Venivo da un lavoro fatto in Super 8, Io sono un autarchico. Era complicatissimo fare film parlati in Super 8, era problematica anche l’organizzazione: si portavano da un ottico delle minuscole bobine, poi partivano, si diceva per la Svizzera, a volte tornavano, a volte no. Anche far vedere quei film era difficilissimo: io andavo in giro con proiettore, amplificatore e pizze. Oggi, l’equivalente del Super 8 sarebbe il cellulare, ma è molto più facile fare un film così e, soprattutto, mostrarlo, inviarlo, hai i link, la chiavetta ecc. Avevo fatto Io sono un autarchico in Super 8 coinvolgendo amici, senza attori professionisti. Allora, nel circuito del cineclub, a Roma c’era il Film Studio, a Milano l’Obraz, ogni città aveva il suo. A livello di questo circuito, Io sono un autarchico fu un grande successo. Così riuscii a fare il mio primo film all’interno dell’industria cinematografica. Ebbi persino la possibilità di scegliermi il produttore e, per un po’ di tempo, rimasti indeciso tra Franco Cristaldi, notissimo per aver fatto tanti capolavori, e Mario Gallo. Io mi sentivo più a casa con quest’ultimo e scelsi lui. Nel passaggio dai cineclub ai cinema veri e propri, da un pubblico chiamiamolo d’élite a uno di massa, non è che io abbia fatto un ragionamento come a dire «ah il pubblico ha bisogno di certe cose, di certi modi di fare cinema, di un certo modo di musicare il film, montarlo, di scegliere attori». Ecco, io non sapevo e non volevo sapere quali fossero i gusti del pubblico o i gusti presunti.
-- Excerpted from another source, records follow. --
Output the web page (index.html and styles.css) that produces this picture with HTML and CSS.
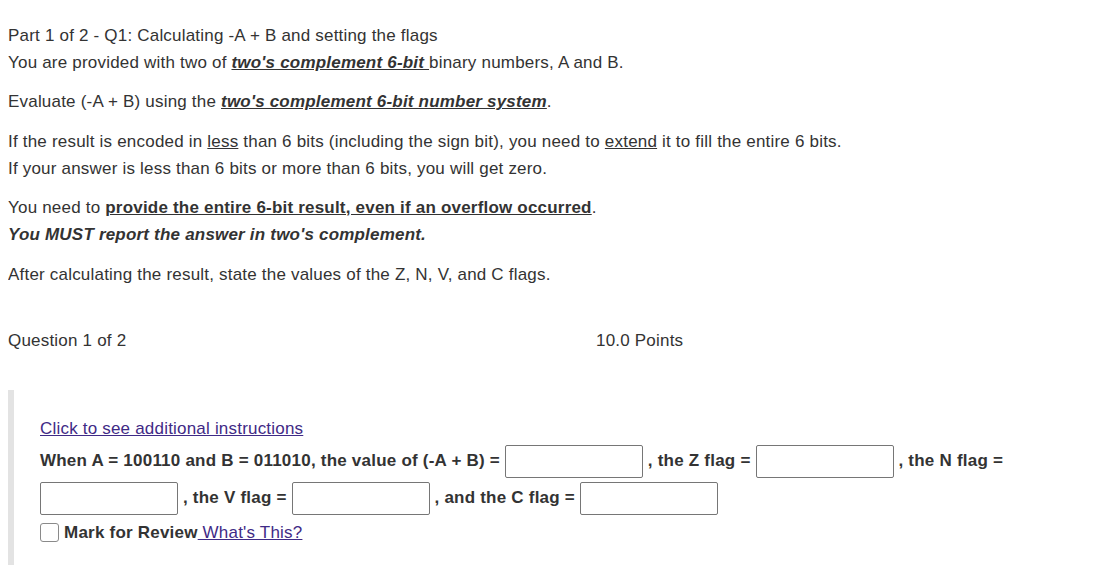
FILE: index.html
```html
<!DOCTYPE html>
<html lang="en">
<head>
    <meta charset="UTF-8">
    <meta name="viewport" content="width=device-width, initial-scale=1.0">
    <title>Part 1 of 2 - Q1</title>
    <link rel="stylesheet" href="styles.css">
</head>
<body>
    <div class="intro">
        <div class="part-title">Part 1 of 2 - Q1: Calculating -A + B and setting the flags</div>
        <div>You are provided with two of <span class="key">two's complement 6-bit </span>binary numbers, A and B.</div>

        <p>Evaluate (-A + B) using the <span class="key">two's complement 6-bit number system</span>.</p>

        <p>If the result is encoded in <u>less</u> than 6 bits (including the sign bit), you need to <u>extend</u> it to fill the entire 6 bits.<br>
        If your answer is less than 6 bits or more than 6 bits, you will get zero.</p>

        <p>You need to <span class="strong-u">provide the entire 6-bit result, even if an overflow occurred</span>.<br>
        <b><i>You MUST report the answer in two's complement.</i></b></p>

        <p>After calculating the result, state the values of the Z, N, V, and C flags.</p>
    </div>

    <div class="question-header">
        <span>Question 1 of 2</span>
        <span>10.0 Points</span>
    </div>

    <!-- question body with the grey bar on the left -->
    <div class="question-box">
        <a href="#" class="instructions">Click to see additional instructions</a>
        <div class="question-text">
            When A = 100110 and B = 011010, the value of (-A + B) = <input type="text" class="answer"> , the Z flag = <input type="text" class="answer"> , the N flag = <input type="text" class="answer"> , the V flag = <input type="text" class="answer"> , and the C flag = <input type="text" class="answer">
        </div>
        <div class="review">
            <input type="checkbox" id="markReview" class="review-box">
            <label for="markReview">Mark for Review</label><a href="#" class="whats-this"> What's This?</a>
        </div>
    </div>
</body>
</html>
```

FILE: styles.css
```css
body {
    margin: 8px;
    font-family: "Liberation Sans", Arial, sans-serif;
    font-size: 17px;
    letter-spacing: 0.2px;
    color: #333;
    background: #fff;
}
.intro {
    padding-top: 13.5px;
    line-height: 27px;
}
.intro p {
    margin: 12.5px 0 0 0;
}
.key {
    font-weight: bold;
    font-style: italic;
    text-decoration: underline;
}
.strong-u {
    font-weight: bold;
    text-decoration: underline;
}
.question-header {
    display: grid;
    grid-template-columns: 588px auto;
    margin-top: 39px;
    line-height: 27px;
}
.question-box {
    margin-top: 36.5px;
    border-left: 6px solid #e3e3e3;
    padding: 24.5px 26px 30px;
}
.instructions {
    display: block;
    line-height: 27px;
    color: #3f2a86;
}
.question-text {
    font-weight: bold;
    letter-spacing: 0.22px;
    line-height: 37px;
}
.answer {
    box-sizing: border-box;
    width: 138px;
    height: 33px;
    margin: 0;
    padding: 0 6px;
    border: 1px solid #767676;
    border-radius: 2px;
    vertical-align: middle;
    font: inherit;
}
.review {
    display: flex;
    align-items: center;
    margin-top: 3px;
    line-height: 27px;
}
.review-box {
    appearance: none;
    width: 19px;
    height: 19px;
    margin: 0 5px 0 0;
    border: 1px solid #8a8a8a;
    border-radius: 3px;
    background: #fff;
}
.review label {
    font-weight: bold;
    letter-spacing: 0.22px;
}
.whats-this {
    color: #3f2a86;
    white-space: pre;
}
```
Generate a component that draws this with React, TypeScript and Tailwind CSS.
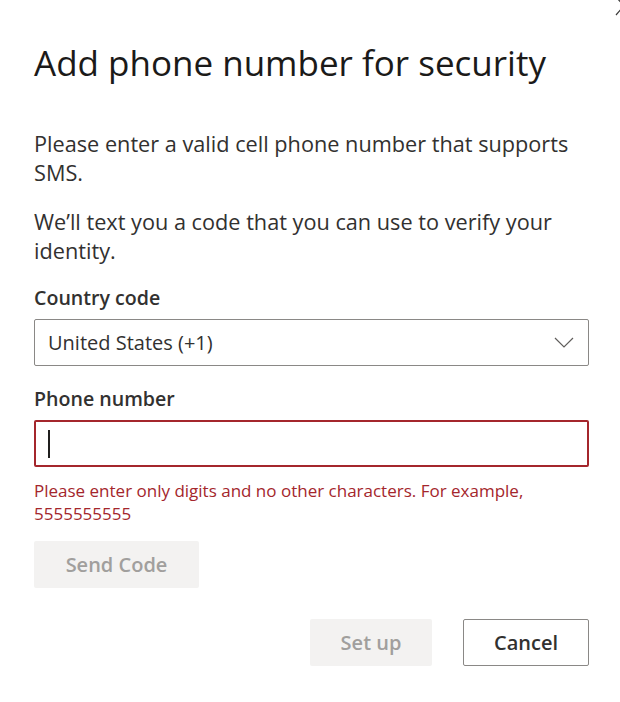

Come per Io sono un autarchico, ho fatto un film continuando a raccontare il mio mondo, che era una fetta di realtà molto piccola.
Io sono un autarchico
Di questo micromondo racconti i tic e i tormenti. La chiave è ironica, il film ha finito con l’essere classificato come una commedia. Ma era il tuo obiettivo?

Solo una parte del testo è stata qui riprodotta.